The images and the knowledge returned to us by these, our surrogates, have shaped our culture, our view of the Universe, and our place in it almost as powerfully as if human explorers had been present. As we undertake to redirect our human spaceflight program, it is crucial that we do it without damaging NASA's outstanding science programs, which have been among the crown jewels of the nation's achievements.

Those who claim that NASA cannot afford robust programs in both robotic science and manned spaceflight are mistaken. NASA in the Apollo Era was hardly the "single mission agency" in the simplified view that is often heard today. In addition to the manned spaceflight development programs of the time, NASA executed dozens of

Explorer-class missions, a dozen Pioneer missions (including Pioneer 10 and 11 to Jupiter and Saturn), Ranger 1-9, Surveyor 1-7, Mariner 1-10, the Orbiting Solar Observatory, Orbiting Geophysical Observatory, and Orbiting Astronomical Observatory series, and paid for most of the Viking missions to Mars, which were launched in 1975.

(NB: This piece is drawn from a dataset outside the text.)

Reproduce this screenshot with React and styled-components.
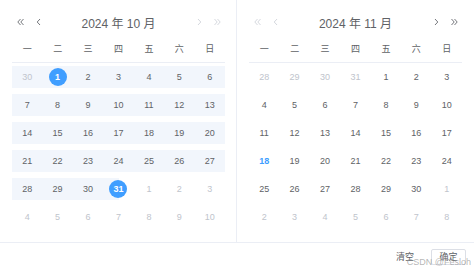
import styled, { createGlobalStyle } from 'styled-components'

const GlobalStyle = createGlobalStyle`
  html, body {
    margin: 0;
    padding: 0;
    background: #fff;
  }
  body {
    font-family: "Liberation Sans", "Noto Sans CJK SC", sans-serif;
  }
`

const Picker = styled.div`
  position: relative;
  width: 474px;
  height: 272px;
  display: flex;
  flex-direction: column;
  background: #fff;
  color: #606266;
`

const Panels = styled.div`
  display: grid;
  grid-template-columns: 237px 237px;
`

const Panel = styled.div`
  padding: 10px 0 11px;
  border-left: ${p => (p.$divided ? '1px solid #ebeef5' : 'none')};
  margin-left: ${p => (p.$divided ? '-1px' : '0')};
`

const Header = styled.div`
  height: 24px;
  display: flex;
  align-items: center;
  padding: 0 15px;
`

const ArrowGroup = styled.div`
  display: flex;
  gap: 8px;
`

const ArrowButton = styled.span`
  width: 10px;
  height: 10px;
  display: flex;
  align-items: center;
  justify-content: center;
  color: ${p => (p.$disabled ? '#d5d8de' : '#76787d')};
`

const Title = styled.div`
  flex: 1;
  text-align: center;
  font-size: 12px;
  color: #606266;
`

const Table = styled.div`
  margin: 0 12px;
`

const WeekRow = styled.div`
  display: grid;
  grid-template-columns: repeat(7, 1fr);
  height: 28px;
  border-bottom: 1px solid #ebeef5;
`

const WeekDay = styled.div`
  display: flex;
  align-items: center;
  justify-content: center;
  font-size: 9px;
  color: #606266;
`

const DateGrid = styled.div`
  display: grid;
  grid-template-columns: repeat(7, 1fr);
  grid-auto-rows: 28px;
`

const bandBg = {
  full: '#f2f6fc',
  half: 'linear-gradient(to right, #f2f6fc 50%, transparent 50%)',
  none: 'transparent',
}

const Cell = styled.div`
  padding-top: 3px;
`

const Band = styled.div`
  height: 22px;
  display: flex;
  align-items: center;
  justify-content: center;
  background: ${p => bandBg[p.$band || 'none']};
`

const Day = styled.span`
  width: 18px;
  height: 18px;
  border-radius: 50%;
  display: flex;
  align-items: center;
  justify-content: center;
  font-size: 9px;
  background: ${p => (p.$selected ? '#409eff' : 'transparent')};
  color: ${p =>
    p.$selected ? '#fff' : p.$today ? '#409eff' : p.$muted ? '#c0c4cc' : '#606266'};
  font-weight: ${p => (p.$selected || p.$today ? 700 : 400)};
`

const Footer = styled.div`
  flex: 1;
  border-top: 1px solid #ebeef5;
  display: flex;
  align-items: center;
  justify-content: flex-end;
  gap: 17px;
  padding: 0 8px 2px 0;
`

const TextButton = styled.span`
  font-size: 9px;
  color: #606266;
`

const PlainButton = styled.span`
  width: 33px;
  height: 14px;
  border: 1px solid #dcdfe6;
  border-radius: 2px;
  display: flex;
  align-items: center;
  justify-content: center;
  font-size: 9px;
  color: #606266;
`

const Watermark = styled.span`
  position: absolute;
  right: 3px;
  bottom: 5px;
  font-size: 9px;
  color: rgba(150, 150, 150, 0.7);
  pointer-events: none;
`

const DoubleLeft = () => (
  <svg width="7" height="8" viewBox="0 0 7 8" fill="none" stroke="currentColor" strokeWidth="1">
    <path d="M3.5 1 L0.8 4 L3.5 7 M6.5 1 L3.8 4 L6.5 7" />
  </svg>
)
const Left = () => (
  <svg width="5" height="8" viewBox="0 0 5 8" fill="none" stroke="currentColor" strokeWidth="1">
    <path d="M4 1 L1.2 4 L4 7" />
  </svg>
)
const Right = () => (
  <svg width="5" height="8" viewBox="0 0 5 8" fill="none" stroke="currentColor" strokeWidth="1">
    <path d="M1 1 L3.8 4 L1 7" />
  </svg>
)
const DoubleRight = () => (
  <svg width="7" height="8" viewBox="0 0 7 8" fill="none" stroke="currentColor" strokeWidth="1">
    <path d="M0.5 1 L3.2 4 L0.5 7 M3.5 1 L6.2 4 L3.5 7" />
  </svg>
)

const weekDays = ['一', '二', '三', '四', '五', '六', '日']

// each day: [label, muted, selected, today, band]
const october = [
  [30, 1], [1, 0, 1, 0, 'full'], [2], [3], [4], [5], [6],
  [7], [8], [9], [10], [11], [12], [13],
  [14], [15], [16], [17], [18], [19], [20],
  [21], [22], [23], [24], [25], [26], [27],
  [28], [29], [30], [31, 0, 1, 0, 'half'], [1, 1], [2, 1], [3, 1],
  [4, 1], [5, 1], [6, 1], [7, 1], [8, 1], [9, 1], [10, 1],
].map((d, i) => {
  const row = Math.floor(i / 7)
  let band = d[4]
  if (!band && row < 4) band = 'full'
  if (!band && row === 4 && i % 7 < 3) band = 'full'
  return { label: d[0], muted: !!d[1], selected: !!d[2], today: !!d[3], band }
})

const november = [
  [28, 1], [29, 1], [30, 1], [31, 1], [1], [2], [3],
  [4], [5], [6], [7], [8], [9], [10],
  [11], [12], [13], [14], [15], [16], [17],
  [18, 0, 0, 1], [19], [20], [21], [22], [23], [24],
  [25], [26], [27], [28], [29], [30], [1, 1],
  [2, 1], [3, 1], [4, 1], [5, 1], [6, 1], [7, 1], [8, 1],
].map(d => ({ label: d[0], muted: !!d[1], selected: !!d[2], today: !!d[3] }))

const Month = ({ title, days, prevDisabled, nextDisabled, divided }) => (
  <Panel $divided={divided}>
    <Header>
      <ArrowGroup>
        <ArrowButton $disabled={prevDisabled}><DoubleLeft /></ArrowButton>
        <ArrowButton $disabled={prevDisabled}><Left /></ArrowButton>
      </ArrowGroup>
      <Title>{title}</Title>
      <ArrowGroup>
        <ArrowButton $disabled={nextDisabled}><Right /></ArrowButton>
        <ArrowButton $disabled={nextDisabled}><DoubleRight /></ArrowButton>
      </ArrowGroup>
    </Header>
    <Table>
      <WeekRow>
        {weekDays.map(w => <WeekDay key={w}>{w}</WeekDay>)}
      </WeekRow>
      <DateGrid>
        {days.map((d, i) => (
          <Cell key={i}>
            <Band $band={d.band}>
              <Day $muted={d.muted} $selected={d.selected} $today={d.today}>{d.label}</Day>
            </Band>
          </Cell>
        ))}
      </DateGrid>
    </Table>
  </Panel>
)

export default function App() {
  return (
    <>
      <GlobalStyle />
      <Picker>
        <Panels>
          <Month title="2024 年 10 月" days={october} nextDisabled />
          <Month title="2024 年 11 月" days={november} prevDisabled divided />
        </Panels>
        <Footer>
          <TextButton>清空</TextButton>
          <PlainButton>确定</PlainButton>
        </Footer>
        <Watermark>CSDN @Fesloh</Watermark>
      </Picker>
    </>
  )
}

Communications satellite development was initiated with Telstar and Early Bird, while the TIROS, NIMBUS, and ESSA series did the same for weather satellites. In addition to these robotic science and technology development missions, NASA also executed 199 X-15 flights (which still hold the speed record for piloted flight within the atmosphere), and accomplished an otherwise vigorous program of aeronautics development, including the liftingbody research which enabled the development of the Space Shuttle. This hardly seems the record of a "single mission agency."

My conclusion is that we as a nation can clearly afford well-executed, vigorous programs in both robotic and human space exploration as well as in aeronautics. We know this. We did it. NASA can do more than one thing at a time.

The nation is not going to abandon space exploration, human or robotic. Given this, the proper debate in a world of limited resources is over which goals to pursue. I believe that, if money is to be spent on space, there is little doubt that the huge majority of Americans would prefer to spend it on an exciting, outward-focused, destination-oriented program. And that is what the President's Vision for Space Exploration is about.

With that, I thank you, and stand ready to answer any questions you may have.